• [Job]
Say how many lines contain "that", using only the number.

• [Information shown]
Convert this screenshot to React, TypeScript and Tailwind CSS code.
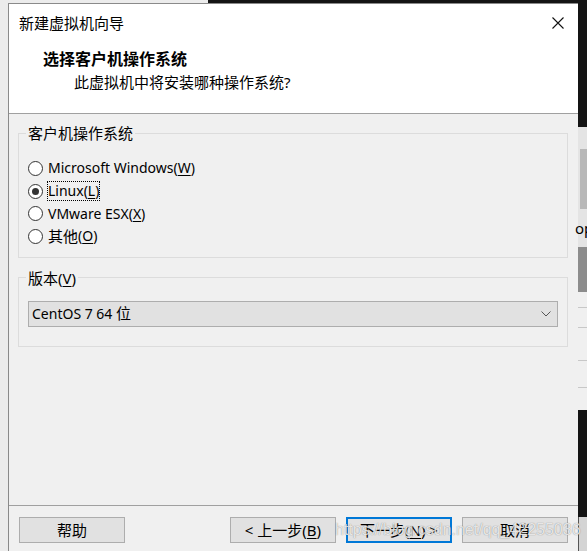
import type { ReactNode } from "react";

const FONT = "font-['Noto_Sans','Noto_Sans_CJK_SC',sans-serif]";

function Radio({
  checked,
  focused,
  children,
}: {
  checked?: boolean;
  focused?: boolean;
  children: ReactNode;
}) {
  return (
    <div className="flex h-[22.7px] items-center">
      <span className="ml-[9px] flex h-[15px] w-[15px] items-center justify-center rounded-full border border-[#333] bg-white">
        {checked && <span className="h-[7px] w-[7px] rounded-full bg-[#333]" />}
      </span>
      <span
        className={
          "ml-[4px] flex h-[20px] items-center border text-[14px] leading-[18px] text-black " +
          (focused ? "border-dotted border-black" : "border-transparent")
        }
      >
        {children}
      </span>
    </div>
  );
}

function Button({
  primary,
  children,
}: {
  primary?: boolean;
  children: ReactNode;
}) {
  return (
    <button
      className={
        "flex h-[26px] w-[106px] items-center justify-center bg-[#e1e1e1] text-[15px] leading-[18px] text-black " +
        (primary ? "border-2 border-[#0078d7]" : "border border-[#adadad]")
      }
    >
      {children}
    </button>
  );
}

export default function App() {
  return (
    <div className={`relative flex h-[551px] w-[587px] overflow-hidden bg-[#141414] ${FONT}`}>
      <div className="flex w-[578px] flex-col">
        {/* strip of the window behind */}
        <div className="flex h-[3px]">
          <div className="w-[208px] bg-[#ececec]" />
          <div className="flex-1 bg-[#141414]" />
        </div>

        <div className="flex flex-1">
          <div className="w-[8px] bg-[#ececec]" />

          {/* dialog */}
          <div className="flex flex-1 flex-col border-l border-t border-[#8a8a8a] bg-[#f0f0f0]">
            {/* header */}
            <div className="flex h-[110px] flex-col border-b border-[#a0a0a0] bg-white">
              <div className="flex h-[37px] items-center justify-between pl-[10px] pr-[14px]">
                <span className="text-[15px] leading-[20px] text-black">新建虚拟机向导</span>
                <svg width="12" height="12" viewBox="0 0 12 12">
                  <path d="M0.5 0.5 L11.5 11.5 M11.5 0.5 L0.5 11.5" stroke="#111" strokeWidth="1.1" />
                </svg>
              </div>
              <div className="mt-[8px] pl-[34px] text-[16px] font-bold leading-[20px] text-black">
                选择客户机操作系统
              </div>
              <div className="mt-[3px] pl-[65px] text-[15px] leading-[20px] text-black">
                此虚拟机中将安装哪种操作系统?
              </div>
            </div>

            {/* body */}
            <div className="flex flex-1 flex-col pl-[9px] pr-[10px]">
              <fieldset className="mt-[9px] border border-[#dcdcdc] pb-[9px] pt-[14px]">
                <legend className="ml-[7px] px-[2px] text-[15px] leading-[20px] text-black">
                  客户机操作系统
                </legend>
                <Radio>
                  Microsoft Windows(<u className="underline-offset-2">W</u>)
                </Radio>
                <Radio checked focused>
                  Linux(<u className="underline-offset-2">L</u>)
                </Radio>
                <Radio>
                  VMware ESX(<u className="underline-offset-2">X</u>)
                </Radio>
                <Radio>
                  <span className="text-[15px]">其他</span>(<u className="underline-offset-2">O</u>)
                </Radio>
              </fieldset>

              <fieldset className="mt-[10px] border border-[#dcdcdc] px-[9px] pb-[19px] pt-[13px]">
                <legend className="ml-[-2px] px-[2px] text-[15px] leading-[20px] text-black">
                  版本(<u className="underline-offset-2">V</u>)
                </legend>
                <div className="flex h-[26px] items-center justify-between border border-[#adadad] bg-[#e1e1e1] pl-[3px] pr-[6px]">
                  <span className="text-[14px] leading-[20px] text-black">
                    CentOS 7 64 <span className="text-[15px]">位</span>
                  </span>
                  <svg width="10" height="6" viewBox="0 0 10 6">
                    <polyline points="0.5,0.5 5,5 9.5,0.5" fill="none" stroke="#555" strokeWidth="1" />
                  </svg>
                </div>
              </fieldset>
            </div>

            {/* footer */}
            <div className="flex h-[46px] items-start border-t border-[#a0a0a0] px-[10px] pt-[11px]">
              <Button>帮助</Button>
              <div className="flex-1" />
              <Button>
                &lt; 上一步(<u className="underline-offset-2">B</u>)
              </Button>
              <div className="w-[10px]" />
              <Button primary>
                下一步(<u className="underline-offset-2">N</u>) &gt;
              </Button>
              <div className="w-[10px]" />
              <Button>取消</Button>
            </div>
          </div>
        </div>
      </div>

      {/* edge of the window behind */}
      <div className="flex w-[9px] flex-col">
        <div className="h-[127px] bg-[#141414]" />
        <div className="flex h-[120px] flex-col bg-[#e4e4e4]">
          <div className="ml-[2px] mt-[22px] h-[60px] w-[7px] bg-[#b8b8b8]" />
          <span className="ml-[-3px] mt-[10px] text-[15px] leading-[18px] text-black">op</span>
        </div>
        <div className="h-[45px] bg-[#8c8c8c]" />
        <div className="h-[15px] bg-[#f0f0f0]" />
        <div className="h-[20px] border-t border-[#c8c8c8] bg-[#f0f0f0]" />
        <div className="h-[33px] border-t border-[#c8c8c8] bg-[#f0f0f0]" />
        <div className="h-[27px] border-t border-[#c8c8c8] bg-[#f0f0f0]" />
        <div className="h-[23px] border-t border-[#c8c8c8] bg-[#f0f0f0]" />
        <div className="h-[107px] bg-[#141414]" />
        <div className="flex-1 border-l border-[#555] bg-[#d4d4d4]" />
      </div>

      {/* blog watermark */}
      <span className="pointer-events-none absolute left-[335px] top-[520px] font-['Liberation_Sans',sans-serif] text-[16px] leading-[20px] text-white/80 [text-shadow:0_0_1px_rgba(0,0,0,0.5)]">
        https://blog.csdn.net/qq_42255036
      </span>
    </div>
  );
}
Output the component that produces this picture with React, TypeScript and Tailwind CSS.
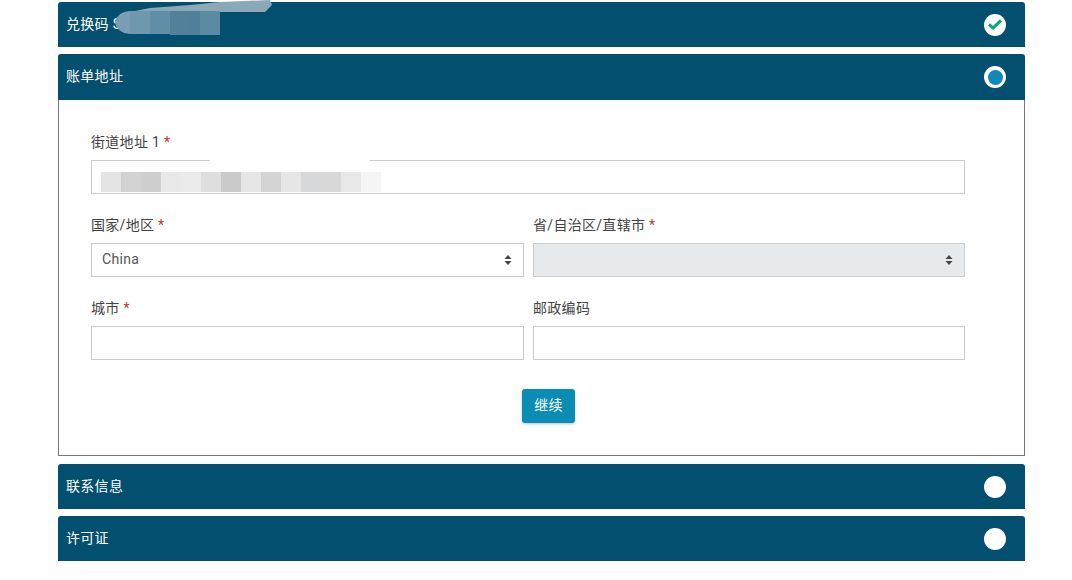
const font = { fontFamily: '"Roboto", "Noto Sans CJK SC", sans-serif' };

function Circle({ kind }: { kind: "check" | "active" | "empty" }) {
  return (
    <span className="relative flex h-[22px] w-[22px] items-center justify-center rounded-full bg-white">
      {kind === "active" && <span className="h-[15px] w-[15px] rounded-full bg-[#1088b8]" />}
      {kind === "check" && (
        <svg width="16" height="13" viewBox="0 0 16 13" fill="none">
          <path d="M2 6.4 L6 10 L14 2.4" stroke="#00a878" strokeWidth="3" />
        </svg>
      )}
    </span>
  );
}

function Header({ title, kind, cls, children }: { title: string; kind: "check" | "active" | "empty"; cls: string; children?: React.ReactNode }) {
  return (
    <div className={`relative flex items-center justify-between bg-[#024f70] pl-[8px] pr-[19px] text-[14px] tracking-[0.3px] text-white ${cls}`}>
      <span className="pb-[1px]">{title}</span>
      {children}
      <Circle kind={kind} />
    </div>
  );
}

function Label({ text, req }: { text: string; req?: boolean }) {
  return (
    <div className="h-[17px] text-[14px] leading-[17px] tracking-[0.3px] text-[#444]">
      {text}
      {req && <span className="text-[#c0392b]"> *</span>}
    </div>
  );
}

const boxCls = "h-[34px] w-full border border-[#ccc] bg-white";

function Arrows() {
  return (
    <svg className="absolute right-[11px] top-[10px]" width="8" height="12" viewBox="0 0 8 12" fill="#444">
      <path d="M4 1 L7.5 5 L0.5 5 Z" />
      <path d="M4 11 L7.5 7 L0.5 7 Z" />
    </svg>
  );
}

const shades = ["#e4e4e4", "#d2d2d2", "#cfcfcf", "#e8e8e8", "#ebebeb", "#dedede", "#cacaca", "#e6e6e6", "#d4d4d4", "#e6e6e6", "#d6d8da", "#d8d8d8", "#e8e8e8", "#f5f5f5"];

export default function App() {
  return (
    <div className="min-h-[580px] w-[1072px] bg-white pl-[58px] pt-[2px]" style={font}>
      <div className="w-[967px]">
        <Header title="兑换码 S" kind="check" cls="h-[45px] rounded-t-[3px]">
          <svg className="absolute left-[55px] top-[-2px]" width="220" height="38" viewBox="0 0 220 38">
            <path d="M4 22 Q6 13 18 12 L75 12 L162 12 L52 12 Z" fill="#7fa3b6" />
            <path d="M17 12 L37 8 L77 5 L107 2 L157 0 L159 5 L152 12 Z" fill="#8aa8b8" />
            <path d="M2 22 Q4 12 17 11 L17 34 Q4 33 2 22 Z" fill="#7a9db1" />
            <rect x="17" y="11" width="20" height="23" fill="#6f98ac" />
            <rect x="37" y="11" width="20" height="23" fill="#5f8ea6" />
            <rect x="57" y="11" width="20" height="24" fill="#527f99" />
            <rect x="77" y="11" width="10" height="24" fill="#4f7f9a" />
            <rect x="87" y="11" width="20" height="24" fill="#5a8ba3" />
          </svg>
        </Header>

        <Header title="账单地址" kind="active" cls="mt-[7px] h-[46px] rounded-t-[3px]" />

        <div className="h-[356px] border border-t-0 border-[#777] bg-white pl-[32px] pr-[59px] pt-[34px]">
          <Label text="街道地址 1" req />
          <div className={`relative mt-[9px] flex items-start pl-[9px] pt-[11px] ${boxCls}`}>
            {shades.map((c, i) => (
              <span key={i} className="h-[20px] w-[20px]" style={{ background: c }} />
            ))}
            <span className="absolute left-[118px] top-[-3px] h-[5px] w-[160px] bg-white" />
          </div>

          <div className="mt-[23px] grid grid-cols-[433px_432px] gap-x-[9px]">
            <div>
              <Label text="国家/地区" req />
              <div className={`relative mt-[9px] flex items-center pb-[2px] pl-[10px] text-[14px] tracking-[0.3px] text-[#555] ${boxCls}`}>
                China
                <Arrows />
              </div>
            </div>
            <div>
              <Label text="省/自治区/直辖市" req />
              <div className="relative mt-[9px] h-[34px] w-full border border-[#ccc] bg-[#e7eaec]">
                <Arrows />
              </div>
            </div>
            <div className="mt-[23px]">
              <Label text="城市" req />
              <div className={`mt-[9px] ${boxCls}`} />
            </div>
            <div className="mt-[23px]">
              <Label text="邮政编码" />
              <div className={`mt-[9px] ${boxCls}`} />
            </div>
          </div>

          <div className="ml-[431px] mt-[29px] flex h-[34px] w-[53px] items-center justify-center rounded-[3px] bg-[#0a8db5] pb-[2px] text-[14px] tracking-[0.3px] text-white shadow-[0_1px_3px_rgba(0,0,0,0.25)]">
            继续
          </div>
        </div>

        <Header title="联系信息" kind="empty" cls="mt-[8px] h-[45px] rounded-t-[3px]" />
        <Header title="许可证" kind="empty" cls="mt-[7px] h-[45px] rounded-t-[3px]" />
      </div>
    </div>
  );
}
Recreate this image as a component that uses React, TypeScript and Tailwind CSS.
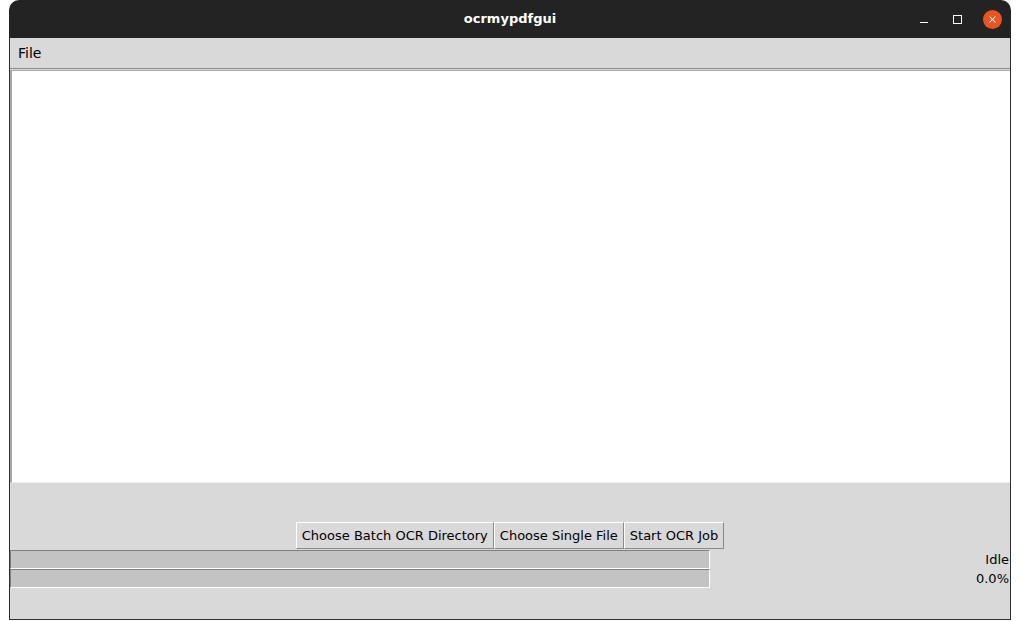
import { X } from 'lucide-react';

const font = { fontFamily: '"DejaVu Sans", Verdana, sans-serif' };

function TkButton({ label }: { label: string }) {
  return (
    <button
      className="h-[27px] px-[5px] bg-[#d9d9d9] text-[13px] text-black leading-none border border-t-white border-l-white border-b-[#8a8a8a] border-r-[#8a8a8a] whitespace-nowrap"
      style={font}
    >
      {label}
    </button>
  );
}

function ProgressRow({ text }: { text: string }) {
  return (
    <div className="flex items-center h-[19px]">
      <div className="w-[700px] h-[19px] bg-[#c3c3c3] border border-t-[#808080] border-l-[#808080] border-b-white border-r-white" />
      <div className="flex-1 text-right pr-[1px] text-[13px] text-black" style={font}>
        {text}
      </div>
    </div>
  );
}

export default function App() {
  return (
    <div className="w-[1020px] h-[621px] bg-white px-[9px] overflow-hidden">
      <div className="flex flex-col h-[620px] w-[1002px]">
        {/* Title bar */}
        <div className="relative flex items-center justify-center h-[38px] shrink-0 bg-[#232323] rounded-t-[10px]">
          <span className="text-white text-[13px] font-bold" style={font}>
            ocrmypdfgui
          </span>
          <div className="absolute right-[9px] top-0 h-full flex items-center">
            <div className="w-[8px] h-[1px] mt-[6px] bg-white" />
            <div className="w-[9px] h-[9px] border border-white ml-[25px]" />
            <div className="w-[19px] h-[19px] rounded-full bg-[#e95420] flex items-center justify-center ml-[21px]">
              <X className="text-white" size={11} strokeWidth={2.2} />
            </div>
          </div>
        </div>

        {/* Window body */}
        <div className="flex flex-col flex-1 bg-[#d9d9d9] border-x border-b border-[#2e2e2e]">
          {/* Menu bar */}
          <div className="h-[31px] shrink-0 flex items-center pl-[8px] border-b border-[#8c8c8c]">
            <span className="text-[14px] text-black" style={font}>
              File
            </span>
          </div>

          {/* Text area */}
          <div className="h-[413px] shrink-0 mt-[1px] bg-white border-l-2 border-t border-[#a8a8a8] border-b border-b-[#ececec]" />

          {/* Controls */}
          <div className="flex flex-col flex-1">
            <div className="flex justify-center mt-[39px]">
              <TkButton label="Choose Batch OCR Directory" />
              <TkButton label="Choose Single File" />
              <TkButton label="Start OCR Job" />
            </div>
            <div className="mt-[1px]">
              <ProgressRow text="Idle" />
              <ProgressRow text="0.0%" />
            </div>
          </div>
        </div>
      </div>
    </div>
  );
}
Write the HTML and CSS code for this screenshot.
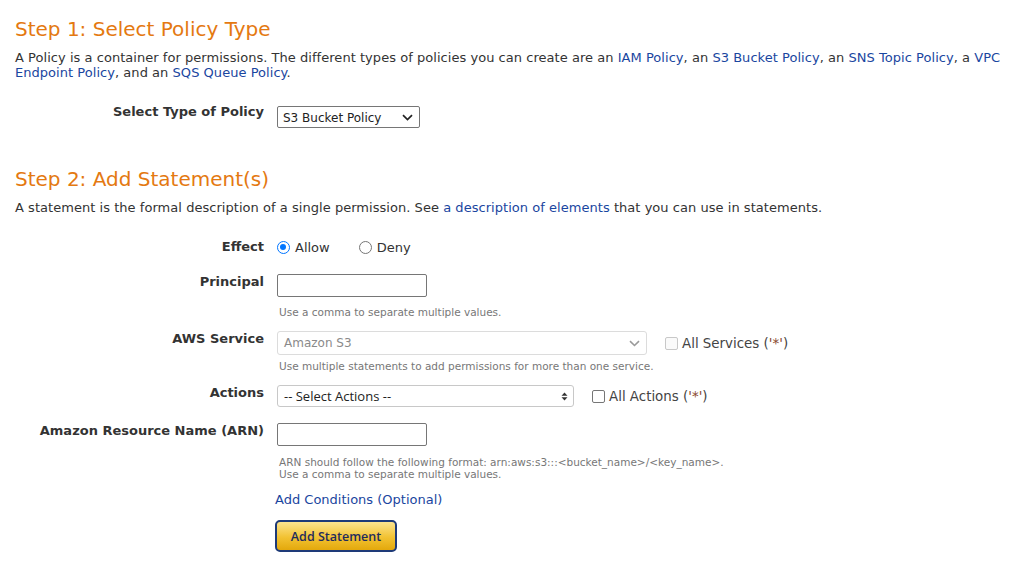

• [Answer to the task]
2